E assim é com a tirania do socialismo sanitário de hoje.

Acreditando que as ordens de lockdown, os decretos sobre a obrigatoriedade do uso de máscaras e o fechamento de escolas são necessários para evitar perdas incalculáveis de vidas, as pessoas obedecem. Este não é o momento para permitir que picuinhas sobre liberdades individuais, sobre estado de direito, ou sobre preocupações com outros assuntos que não a Covid obstruam o valente e louvável esforço de nossos líderes para nos salvar.

A proibição de tudo que as pessoas valorizam, a criminalização da interação social, o individualismo efetivamente obscurecido pelo uso obrigatório de máscaras, a censura diligente de todos aqueles que se atrevem a discordar, e a sociedade completamente disforme em sua rotina diária são meros incômodos passageiros que não devem jamais ser questionados.

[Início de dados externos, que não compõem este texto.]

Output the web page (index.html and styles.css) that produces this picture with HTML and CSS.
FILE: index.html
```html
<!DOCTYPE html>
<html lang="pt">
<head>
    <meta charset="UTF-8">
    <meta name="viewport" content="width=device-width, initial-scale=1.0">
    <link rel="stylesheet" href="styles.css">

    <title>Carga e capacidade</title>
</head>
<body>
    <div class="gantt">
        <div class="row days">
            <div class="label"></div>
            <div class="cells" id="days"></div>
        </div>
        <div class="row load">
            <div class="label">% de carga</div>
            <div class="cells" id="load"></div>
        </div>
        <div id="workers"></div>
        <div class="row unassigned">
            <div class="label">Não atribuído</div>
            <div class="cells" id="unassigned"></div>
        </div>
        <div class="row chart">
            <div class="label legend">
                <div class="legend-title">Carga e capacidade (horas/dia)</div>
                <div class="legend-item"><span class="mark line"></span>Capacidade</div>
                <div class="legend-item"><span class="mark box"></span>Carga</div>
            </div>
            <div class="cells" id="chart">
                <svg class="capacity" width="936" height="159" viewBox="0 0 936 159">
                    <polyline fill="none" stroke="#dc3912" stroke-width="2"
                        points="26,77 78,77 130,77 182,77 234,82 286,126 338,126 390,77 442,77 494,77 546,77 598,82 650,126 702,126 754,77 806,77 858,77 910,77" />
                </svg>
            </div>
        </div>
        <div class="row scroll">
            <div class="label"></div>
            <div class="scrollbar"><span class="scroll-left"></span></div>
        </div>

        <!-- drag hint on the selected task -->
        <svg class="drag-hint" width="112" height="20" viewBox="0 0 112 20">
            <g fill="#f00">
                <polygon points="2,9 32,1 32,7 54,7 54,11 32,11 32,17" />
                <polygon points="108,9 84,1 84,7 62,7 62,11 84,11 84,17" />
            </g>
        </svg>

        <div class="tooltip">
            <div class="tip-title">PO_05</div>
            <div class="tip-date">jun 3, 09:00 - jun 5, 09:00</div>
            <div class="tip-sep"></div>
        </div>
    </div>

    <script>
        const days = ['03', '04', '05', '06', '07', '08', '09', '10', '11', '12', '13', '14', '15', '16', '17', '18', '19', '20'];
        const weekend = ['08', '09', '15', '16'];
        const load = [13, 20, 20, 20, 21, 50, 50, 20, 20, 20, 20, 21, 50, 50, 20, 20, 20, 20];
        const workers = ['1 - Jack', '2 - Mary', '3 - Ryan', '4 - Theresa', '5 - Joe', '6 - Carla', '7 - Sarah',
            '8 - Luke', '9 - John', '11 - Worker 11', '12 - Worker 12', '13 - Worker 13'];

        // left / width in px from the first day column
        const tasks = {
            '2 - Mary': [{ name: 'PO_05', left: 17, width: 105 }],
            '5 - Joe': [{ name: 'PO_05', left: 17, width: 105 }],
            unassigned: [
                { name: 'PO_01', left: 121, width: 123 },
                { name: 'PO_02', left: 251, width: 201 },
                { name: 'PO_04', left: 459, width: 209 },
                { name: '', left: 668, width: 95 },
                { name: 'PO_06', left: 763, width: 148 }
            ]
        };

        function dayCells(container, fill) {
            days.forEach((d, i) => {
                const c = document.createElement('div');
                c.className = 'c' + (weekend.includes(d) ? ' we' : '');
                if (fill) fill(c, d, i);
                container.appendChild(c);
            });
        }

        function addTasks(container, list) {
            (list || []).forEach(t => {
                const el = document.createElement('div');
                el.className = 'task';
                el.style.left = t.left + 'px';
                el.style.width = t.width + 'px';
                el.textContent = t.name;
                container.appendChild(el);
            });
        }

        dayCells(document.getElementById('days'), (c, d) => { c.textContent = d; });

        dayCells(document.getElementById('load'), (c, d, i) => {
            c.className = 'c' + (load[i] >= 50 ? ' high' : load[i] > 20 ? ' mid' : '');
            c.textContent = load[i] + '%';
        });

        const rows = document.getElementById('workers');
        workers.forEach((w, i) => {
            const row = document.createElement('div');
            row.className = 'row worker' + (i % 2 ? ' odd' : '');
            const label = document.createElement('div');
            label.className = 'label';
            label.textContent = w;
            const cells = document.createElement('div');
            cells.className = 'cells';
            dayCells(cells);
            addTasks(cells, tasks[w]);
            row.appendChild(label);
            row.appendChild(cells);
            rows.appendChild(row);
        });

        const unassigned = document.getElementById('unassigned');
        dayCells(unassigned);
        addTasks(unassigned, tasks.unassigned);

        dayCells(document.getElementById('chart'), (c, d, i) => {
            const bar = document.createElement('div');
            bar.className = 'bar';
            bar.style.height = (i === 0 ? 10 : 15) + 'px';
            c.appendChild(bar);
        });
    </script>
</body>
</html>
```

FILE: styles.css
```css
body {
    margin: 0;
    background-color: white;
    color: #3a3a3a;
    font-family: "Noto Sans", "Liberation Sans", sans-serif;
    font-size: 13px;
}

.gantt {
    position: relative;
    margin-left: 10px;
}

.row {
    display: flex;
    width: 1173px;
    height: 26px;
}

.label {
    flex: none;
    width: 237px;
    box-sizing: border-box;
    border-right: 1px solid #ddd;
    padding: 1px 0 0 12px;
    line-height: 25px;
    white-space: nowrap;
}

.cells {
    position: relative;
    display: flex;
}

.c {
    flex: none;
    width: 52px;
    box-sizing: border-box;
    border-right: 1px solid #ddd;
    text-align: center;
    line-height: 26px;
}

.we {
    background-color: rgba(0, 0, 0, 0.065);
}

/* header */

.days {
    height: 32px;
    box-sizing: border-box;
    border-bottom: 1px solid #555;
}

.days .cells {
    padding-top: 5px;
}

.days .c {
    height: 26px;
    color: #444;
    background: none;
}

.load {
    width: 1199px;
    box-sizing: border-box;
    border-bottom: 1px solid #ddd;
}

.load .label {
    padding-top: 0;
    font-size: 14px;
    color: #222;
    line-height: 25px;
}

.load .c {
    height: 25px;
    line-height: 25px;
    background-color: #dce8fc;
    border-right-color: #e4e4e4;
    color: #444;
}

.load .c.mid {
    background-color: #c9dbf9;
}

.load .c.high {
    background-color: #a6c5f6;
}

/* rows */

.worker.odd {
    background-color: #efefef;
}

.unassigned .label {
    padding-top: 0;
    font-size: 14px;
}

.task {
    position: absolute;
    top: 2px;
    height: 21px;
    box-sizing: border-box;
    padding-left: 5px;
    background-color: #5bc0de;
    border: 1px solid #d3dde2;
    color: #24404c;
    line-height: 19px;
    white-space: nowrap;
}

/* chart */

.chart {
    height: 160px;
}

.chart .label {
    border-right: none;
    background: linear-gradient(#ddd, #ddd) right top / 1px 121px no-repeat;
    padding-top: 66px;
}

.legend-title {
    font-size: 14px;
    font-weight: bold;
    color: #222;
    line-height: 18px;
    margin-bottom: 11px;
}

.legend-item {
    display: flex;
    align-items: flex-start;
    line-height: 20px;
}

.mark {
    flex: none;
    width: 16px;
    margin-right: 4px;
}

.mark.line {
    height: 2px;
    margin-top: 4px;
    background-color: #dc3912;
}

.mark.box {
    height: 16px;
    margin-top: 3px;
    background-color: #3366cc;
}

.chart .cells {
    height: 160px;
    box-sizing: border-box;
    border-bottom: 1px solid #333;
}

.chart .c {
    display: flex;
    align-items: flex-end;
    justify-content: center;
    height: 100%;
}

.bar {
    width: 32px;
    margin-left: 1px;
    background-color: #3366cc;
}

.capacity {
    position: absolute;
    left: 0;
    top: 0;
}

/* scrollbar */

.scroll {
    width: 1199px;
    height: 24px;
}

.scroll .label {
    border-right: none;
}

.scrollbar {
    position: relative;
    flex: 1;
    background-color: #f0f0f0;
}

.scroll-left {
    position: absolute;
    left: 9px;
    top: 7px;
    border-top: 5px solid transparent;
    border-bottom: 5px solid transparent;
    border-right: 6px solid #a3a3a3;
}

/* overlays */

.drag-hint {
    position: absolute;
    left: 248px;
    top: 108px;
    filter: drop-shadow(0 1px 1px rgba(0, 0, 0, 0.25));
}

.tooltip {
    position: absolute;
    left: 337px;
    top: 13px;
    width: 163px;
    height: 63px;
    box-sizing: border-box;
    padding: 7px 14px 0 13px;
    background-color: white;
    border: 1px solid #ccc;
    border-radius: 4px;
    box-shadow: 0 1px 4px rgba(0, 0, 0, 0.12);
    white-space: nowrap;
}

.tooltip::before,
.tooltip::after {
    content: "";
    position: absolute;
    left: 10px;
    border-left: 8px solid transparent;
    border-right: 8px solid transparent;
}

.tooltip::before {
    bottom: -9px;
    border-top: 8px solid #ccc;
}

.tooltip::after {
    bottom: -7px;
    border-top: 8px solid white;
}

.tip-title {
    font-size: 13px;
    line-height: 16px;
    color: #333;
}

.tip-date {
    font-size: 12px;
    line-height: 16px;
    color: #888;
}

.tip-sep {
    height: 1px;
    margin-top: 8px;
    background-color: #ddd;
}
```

Nossos líderes sabem o que fazem.

Comunicação e agregação são exatamente as atitudes que o estado mais teme. Mas tais medidas — que representam o próprio funcionamento de uma sociedade livre — terem sido proibidas por nossos líderes mostra apenas o quanto eles se preocupam em demasia com nossa saúde.

E o fato de estes mesmos líderes nos estimularem a olharmos com um misto de suspeita e ódio a qualquer semelhante que não esteja com a face oculta sob um pano é apenas um ensinamento dolorosamente necessário que está sendo imposto visando ao próprio bem da civilização.

A esperança

No entanto, como acontece com toda tirania, a verdade acabará por emergir. No futuro, os olhos das pessoas se abrirão para os exageros, para as meias-verdades, para as distorções e para as mentiras descaradas usadas para defender as restrições tirânicas de hoje. 

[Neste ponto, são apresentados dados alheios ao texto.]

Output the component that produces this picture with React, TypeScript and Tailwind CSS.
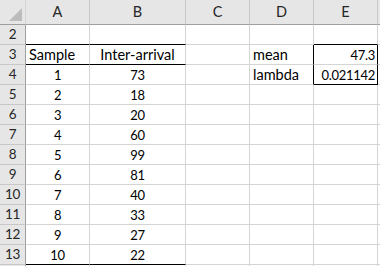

Algum dia, no futuro, as pessoas olharão para 2020 e verão como um ano em que a tirania escureceu o globo.

Nossos filhos e netos balançarão a cabeça espantados com o fato de os adultos – os “adultos” – de 2020 terem sido tão crédulos ao ponto de acreditar piamente nos exageros histéricos e nos enganos e duplicidades utilizados para justificar essa tirania. Eles ficarão estupefatos com o fato de que, em 2020, tantos jornalistas, especialistas e políticos engoliram sem questionar todas as previsões exageradas (e erradas) de cientistas loucos como Neil Ferguson e seus colegas do Imperial College.

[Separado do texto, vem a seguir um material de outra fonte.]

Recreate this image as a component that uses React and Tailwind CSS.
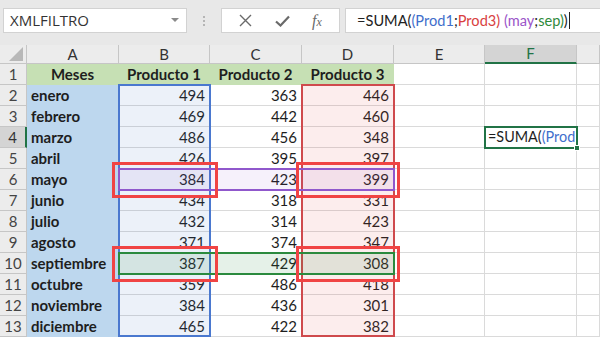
import React from 'react';

const months = ['enero', 'febrero', 'marzo', 'abril', 'mayo', 'junio', 'julio', 'agosto', 'septiembre', 'octubre', 'noviembre', 'diciembre'];
const p1 = [494, 469, 486, 426, 384, 434, 432, 371, 387, 359, 384, 465];
const p2 = [363, 442, 456, 395, 423, 318, 314, 374, 429, 486, 436, 422];
const p3 = [446, 460, 348, 397, 399, 331, 423, 347, 308, 418, 301, 382];

const colLetters = ['A', 'B', 'C', 'D', 'E', 'F', 'G'];
const cellFont = { fontFamily: 'Lato, "Liberation Sans", sans-serif' };

function Toolbar() {
  return (
    <div className="h-[45px] bg-[#e8e8e8] flex items-start pt-[8px]">
      <div className="ml-[3px] w-[184px] h-[25px] bg-white border border-[#d2d2d2] flex items-center justify-between pl-[6px] pr-[7px]">
        <span className="text-[15px] text-[#333]" style={{ fontFamily: '"Open Sans", "Noto Sans", sans-serif' }}>XMLFILTRO</span>
        <svg width="8" height="5" viewBox="0 0 8 5"><path d="M0 0h8L4 4z" fill="#8a8a8a" /></svg>
      </div>
      <div className="w-[34px] h-[25px] flex flex-col items-center justify-center gap-[2px]">
        <span className="w-[2px] h-[2px] bg-[#b5b5b5]" />
        <span className="w-[2px] h-[2px] bg-[#b5b5b5]" />
        <span className="w-[2px] h-[2px] bg-[#b5b5b5]" />
      </div>
      <div className="w-[119px] h-[25px] bg-white border border-[#d2d2d2] flex items-center justify-around px-[6px]">
        <svg width="13" height="13" viewBox="0 0 13 13"><path d="M1 1l11 11M12 1L1 12" stroke="#6a6a6a" strokeWidth="1.4" /></svg>
        <svg width="15" height="12" viewBox="0 0 15 12"><path d="M1 6.5l4.5 4L14 1.5" stroke="#6a6a6a" strokeWidth="2.2" fill="none" /></svg>
        <span className="text-[16px] italic text-[#6a6a6a] leading-none" style={{ fontFamily: '"Liberation Serif", serif' }}>f<span className="text-[12px]">x</span></span>
      </div>
      <div className="ml-[5px] flex-1 h-[25px] bg-white border border-[#d2d2d2] border-r-0 flex items-center pl-[11px]">
        <span className="text-[14.6px] text-[#222] whitespace-nowrap" style={cellFont}>
          =SUMA(<span className="text-[#3f6fcc]">(Prod1</span>;<span className="text-[#d9413f]">Prod3)</span> <span className="text-[#9b55c9]">(may</span>;<span className="text-[#2f8a3c]">sep)</span>)
        </span>
        <span className="ml-[1px] w-[1px] h-[17px] bg-[#222]" />
      </div>
    </div>
  );
}

function Box({ left, top, width, height, className }) {
  return <div className={`absolute pointer-events-none ${className}`} style={{ left, top, width, height }} />;
}

export default function App() {
  const rowTop = r => 19 + (r - 1) * 21;
  const cells = [];

  // header row
  cells.push(
    <div key="corner" className="bg-[#ececec] border-r border-b border-[#c6c6c6] flex items-end justify-end pr-[3px] pb-[2px]">
      <svg width="14" height="14" viewBox="0 0 14 14"><path d="M14 0v14H0z" fill="#b8b8b8" /></svg>
    </div>
  );
  colLetters.forEach(c => {
    const active = c === 'F';
    cells.push(
      <div key={'h' + c} className={`flex items-center justify-center text-[15px] border-r border-[#c6c6c6] ${active ? 'bg-[#d4d4d4] text-[#217346] border-b-2 border-b-[#217346]' : 'bg-[#ececec] text-[#333] border-b border-b-[#c6c6c6]'}`} style={cellFont}>
        {c === 'G' ? '' : c}
      </div>
    );
  });

  for (let r = 1; r <= 13; r++) {
    const activeRow = r === 4;
    cells.push(
      <div key={'r' + r} className={`flex items-center justify-center text-[15px] border-b border-[#c6c6c6] ${activeRow ? 'bg-[#d4d4d4] text-[#333] border-r-2 border-r-[#217346]' : 'bg-[#ececec] text-[#444] border-r border-r-[#c6c6c6]'}`} style={cellFont}>
        {r}
      </div>
    );
    colLetters.forEach((c, ci) => {
      let text = '';
      let cls = 'border-r border-b border-[#dadada] bg-white text-[15px]';
      let align = 'justify-end pr-[4px]';
      if (r === 1 && ci < 4) {
        text = ['Meses', 'Producto 1', 'Producto 2', 'Producto 3'][ci];
        cls = 'bg-[#c6e0b4] border-r border-b border-[#c6e0b4] font-bold text-[15px]';
        align = 'justify-center';
      } else if (r > 1 && ci === 0) {
        text = months[r - 2];
        cls = 'bg-[#bdd7ee] border-r border-b border-[#bdd7ee] font-bold text-[15px]';
        align = 'justify-start pl-[4px]';
      } else if (r > 1 && ci >= 1 && ci <= 3) {
        text = [p1, p2, p3][ci - 1][r - 2];
      } else if (r === 4 && c === 'F') {
        text = (
          <>=SUMA(<span className="text-[#3f6fcc]">(Prod</span></>
        );
        cls = 'border-r border-b border-[#dadada] bg-white text-[14.4px]';
        align = 'justify-start pl-[3px]';
      }
      cells.push(
        <div key={c + r} className={`flex items-center overflow-hidden whitespace-nowrap text-[#1e1e1e] ${cls} ${align}`} style={cellFont}>
          {text}
        </div>
      );
    });
  }

  return (
    <div className="w-[600px] h-[343px] bg-white overflow-hidden">
      <Toolbar />
      <div className="relative">
        <div className="grid grid-cols-[27px_92px_91px_92px_92px_91px_92px_1fr] grid-rows-[19px_repeat(13,21px)]">
          {cells}
        </div>

        {/* range highlights of the formula */}
        <Box left={118} top={rowTop(2) - 1} width={93} height={12 * 21 + 1} className="border-2 border-[#4a78cf] bg-[#4472c4]/10" />
        <Box left={301} top={rowTop(2) - 1} width={94} height={12 * 21 + 1} className="border-2 border-[#cf4a4d] bg-[#e05050]/10" />
        <Box left={118} top={rowTop(6) - 1} width={277} height={23} className="border-2 border-[#9058cc] bg-[#8a50c8]/8" />
        <Box left={118} top={rowTop(10) - 1} width={277} height={23} className="border-2 border-[#2b8a3e] bg-[#2b8a3e]/12" />

        {/* active cell F4 */}
        <Box left={484} top={rowTop(4) - 1} width={94} height={23} className="border-2 border-[#217346]" />
        <Box left={574} top={rowTop(4) + 18} width={6} height={6} className="bg-[#217346] border border-white" />

        {/* annotation boxes */}
        <Box left={112} top={rowTop(6) - 7} width={106} height={36} className="border-[3px] border-[#f04444]" />
        <Box left={296} top={rowTop(6) - 7} width={104} height={36} className="border-[3px] border-[#f04444]" />
        <Box left={112} top={rowTop(10) - 7} width={106} height={36} className="border-[3px] border-[#f04444]" />
        <Box left={296} top={rowTop(10) - 7} width={104} height={36} className="border-[3px] border-[#f04444]" />
      </div>
    </div>
  );
}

As mandíbulas de nossa progênie cairão de perplexidade quando ponderarem sobre as “reportagens” bizarramente atrozes e tendenciosas da mídia sobre a Covid-19. E nossos descendentes simplesmente se conformarão com a impossibilidade de entenderem plenamente como e por que nos permitimos ser engolfados por tal tirania.

E então nossos filhos e netos darão risadas, imbuídos da confiança de saber que nunca serão tão ingenuamente crédulos como fomos nós em 2020.


Donald Boudreaux foi presidente da Foudation for Economic Education, leciona economia na George Mason University e é o autor do livro Hypocrites and Half-Wits.